Gliecché, purtroppo, la spesa pubblica è costantemente aumentata, al punto da risultare superfluo interrogarsi sui futuri piani di diminuzione, laddove stiamo ancora vivendo le pratiche di lievitazione. Certo, anche a me è parso di sentire ripetutamente parlare di tagli programmati, che chiamavamo all’italiana, ovvero “lineari”, quando li facevamo seguendo la ricetta del governo labourista inglese, mentre li chiamiamo in inglese, “spending review”, quando non li facciamo. Tema avvincente, ma che ricorda il solido principio secondo cui, in Italia, i problemi non si risolvono, ma passano di moda. Appunto: dopo tanto parlare, per evitare che saltino per aria i bilanci regionali, si corre ad approvare norme destinate a consentire l’aumento della spesa. Si fa rotta verso ponente, sapendo per certo che non si raggiungerà il levante, ma le cascate mortali del debito ingestibile.

Poi, per carità, può anche essere che s’assista alla diminuzione delle tasse sulla prima casa. E’ talmente possibile che sarebbe non la prima, ma la seconda volta. Anzi no, scusate, la terza. Ma sempre accolta come fresca e inedita novità. Poi succederà quel che successe: la pressione aumenta da un’altra parte. Le possibili alternative essendo solo due: a. che si possa aumentare il deficit, quindi poi il debito; b. che diminuisca la spesa.

La prima cosa non è il tema di un conflitto con la Commissione europea, o, per dirla con i meno ragionanti, con la Germania, ma l’oggetto di una guerra che, da troppi anni, gli adulti italiani fanno ai bambini italiani, regalando loro, al posto del ciuccio, l’obbligo di ciucciarsi l’onere delle spese altrui. Ai tanti pensatori elasticizzanti, ai reclamatori di sforamenti, va chiarito che il deficit e il debito non sono le medicine, ma la malattia. La seconda cosa, il taglio della spesa, è talmente ovvia e saggia che tutti dicono di volerla fare. Taluni la fanno, ma meno di quel che serve. I più fanno il contrario.

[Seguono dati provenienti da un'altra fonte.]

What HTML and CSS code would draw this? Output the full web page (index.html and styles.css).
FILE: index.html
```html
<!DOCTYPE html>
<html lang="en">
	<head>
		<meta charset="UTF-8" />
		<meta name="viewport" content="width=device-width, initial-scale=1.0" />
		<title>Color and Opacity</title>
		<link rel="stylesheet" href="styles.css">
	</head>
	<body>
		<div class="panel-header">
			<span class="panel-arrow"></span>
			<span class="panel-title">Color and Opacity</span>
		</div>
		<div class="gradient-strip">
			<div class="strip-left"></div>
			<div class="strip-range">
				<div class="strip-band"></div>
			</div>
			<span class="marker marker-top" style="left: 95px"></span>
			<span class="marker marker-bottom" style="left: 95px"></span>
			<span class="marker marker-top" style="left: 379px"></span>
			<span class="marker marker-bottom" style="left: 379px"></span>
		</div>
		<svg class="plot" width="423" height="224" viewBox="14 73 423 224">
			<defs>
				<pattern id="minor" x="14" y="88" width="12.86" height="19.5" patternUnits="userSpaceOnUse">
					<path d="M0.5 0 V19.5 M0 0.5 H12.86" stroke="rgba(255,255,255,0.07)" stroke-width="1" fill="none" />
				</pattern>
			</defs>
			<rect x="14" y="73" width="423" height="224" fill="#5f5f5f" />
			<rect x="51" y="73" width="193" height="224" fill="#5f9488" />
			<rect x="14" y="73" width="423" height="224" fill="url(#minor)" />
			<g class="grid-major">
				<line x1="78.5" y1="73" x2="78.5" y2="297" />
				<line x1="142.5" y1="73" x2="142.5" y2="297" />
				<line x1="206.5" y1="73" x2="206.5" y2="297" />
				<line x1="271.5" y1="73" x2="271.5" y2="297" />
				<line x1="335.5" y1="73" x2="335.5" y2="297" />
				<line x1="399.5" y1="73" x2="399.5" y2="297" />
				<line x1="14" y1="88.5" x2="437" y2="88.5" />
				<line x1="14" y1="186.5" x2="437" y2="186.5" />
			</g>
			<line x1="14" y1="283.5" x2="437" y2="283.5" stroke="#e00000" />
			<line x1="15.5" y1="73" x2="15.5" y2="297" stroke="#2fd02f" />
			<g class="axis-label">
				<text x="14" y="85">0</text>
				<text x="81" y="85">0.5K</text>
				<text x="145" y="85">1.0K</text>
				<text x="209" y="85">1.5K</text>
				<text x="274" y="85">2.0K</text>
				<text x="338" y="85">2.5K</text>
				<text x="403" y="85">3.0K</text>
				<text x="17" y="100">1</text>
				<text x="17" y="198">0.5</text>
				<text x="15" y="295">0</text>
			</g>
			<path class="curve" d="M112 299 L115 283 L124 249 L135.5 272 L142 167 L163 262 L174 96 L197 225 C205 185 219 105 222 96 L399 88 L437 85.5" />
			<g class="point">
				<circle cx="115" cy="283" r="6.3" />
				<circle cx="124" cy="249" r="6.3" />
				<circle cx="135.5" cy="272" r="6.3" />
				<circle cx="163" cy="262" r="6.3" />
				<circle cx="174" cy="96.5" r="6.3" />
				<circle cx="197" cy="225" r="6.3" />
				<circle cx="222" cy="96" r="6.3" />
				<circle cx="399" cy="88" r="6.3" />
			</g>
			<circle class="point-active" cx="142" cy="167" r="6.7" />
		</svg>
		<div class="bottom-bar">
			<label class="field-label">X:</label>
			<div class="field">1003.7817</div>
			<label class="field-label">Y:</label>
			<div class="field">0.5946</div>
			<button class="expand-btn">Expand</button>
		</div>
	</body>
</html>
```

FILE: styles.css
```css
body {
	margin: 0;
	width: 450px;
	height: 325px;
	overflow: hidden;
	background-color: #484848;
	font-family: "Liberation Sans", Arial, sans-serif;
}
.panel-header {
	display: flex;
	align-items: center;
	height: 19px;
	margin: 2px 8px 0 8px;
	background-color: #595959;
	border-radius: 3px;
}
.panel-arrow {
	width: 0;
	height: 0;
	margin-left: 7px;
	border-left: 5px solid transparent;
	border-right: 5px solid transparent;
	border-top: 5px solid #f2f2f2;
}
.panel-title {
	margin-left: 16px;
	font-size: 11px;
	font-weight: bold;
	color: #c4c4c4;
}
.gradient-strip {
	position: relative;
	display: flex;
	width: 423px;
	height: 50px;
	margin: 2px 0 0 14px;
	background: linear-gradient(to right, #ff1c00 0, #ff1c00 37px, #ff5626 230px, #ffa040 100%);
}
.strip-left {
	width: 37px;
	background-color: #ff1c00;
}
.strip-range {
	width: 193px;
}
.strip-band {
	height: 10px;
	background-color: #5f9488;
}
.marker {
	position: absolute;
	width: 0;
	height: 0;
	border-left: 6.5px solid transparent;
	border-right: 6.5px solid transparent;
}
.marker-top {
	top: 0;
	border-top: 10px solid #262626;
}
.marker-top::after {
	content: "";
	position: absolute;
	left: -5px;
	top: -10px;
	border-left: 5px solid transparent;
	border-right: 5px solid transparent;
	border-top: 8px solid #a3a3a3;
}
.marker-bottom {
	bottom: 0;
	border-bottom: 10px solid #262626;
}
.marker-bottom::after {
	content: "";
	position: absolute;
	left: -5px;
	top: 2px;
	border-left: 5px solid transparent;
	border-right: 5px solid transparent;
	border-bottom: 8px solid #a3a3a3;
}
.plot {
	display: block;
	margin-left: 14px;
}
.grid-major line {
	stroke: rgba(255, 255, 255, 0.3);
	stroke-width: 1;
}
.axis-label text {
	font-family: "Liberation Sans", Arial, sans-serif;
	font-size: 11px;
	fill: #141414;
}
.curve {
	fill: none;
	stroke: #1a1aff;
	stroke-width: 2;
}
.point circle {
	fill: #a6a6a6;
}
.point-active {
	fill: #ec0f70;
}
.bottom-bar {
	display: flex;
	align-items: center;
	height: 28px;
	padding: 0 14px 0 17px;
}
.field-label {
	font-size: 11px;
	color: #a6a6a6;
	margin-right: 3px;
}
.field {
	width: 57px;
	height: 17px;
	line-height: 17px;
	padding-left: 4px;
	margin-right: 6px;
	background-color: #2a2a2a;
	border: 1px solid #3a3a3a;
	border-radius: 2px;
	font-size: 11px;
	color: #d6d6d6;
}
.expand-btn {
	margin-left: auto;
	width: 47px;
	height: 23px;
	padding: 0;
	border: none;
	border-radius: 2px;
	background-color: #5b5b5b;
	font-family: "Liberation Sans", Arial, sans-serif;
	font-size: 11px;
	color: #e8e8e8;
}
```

Le regioni furono lo zerbino sotto cui si nascose una parte del debito pubblico. Operazione fatta da Carlo Azelio Ciampi e iniziata in tema sanitario. La magata, però, ha prodotto un fenomeno ragguardevole: ora lo zerbino fluttua a un metro di altezza. Facciamoci un ponticello sopra, dicono al governo, così quello rimane alto, ma almeno si passa. E buttarlo giù? Non si può, è impossibile, dicono. Vero, è impossibile se si vuole mantenere tutto immutato. Ma se, per dirne una, si mettessero sul mercato le aziende regionali, con un procedimento che porti via con sé anche l’abominevole capitalismo municipale, e se i soldi che s’incassano si spendessero non per finanziare il sardanapalismo insulso, ma l’abbattimento del debito, si otterrebbero due mirabili risultati: meno debito e più libertà nel mercato. Mi rendo conto del dramma: meno posti e soldi da distrubuire.

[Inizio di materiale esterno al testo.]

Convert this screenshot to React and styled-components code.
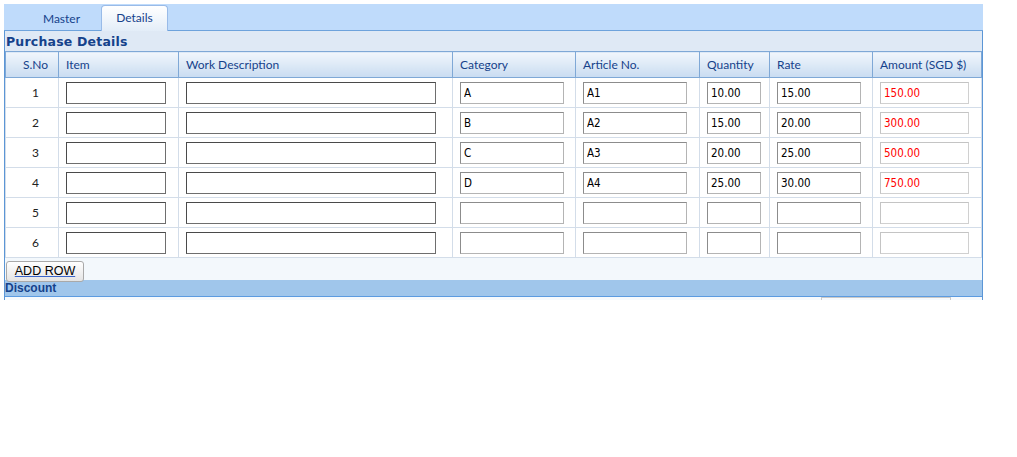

La politica fin qui praticata, che comprende i provvedimenti cui il governo s’appresta, non risolve un accidente, ma compra tempo. Solo che quel che costava un anno poi è divenuto il costo di un mese, mentre ora si naviga a settimane. Certo che si può andare avanti spostando i problemi e rinviandoli, ma ciò comporta l’accettare d’essere sempre meno ricchi e sempre meno capaci di sviluppo. Ed è quel che siamo diventati, grazie alla bontà e alla socialità di tante politiche insipienti e incoscienti.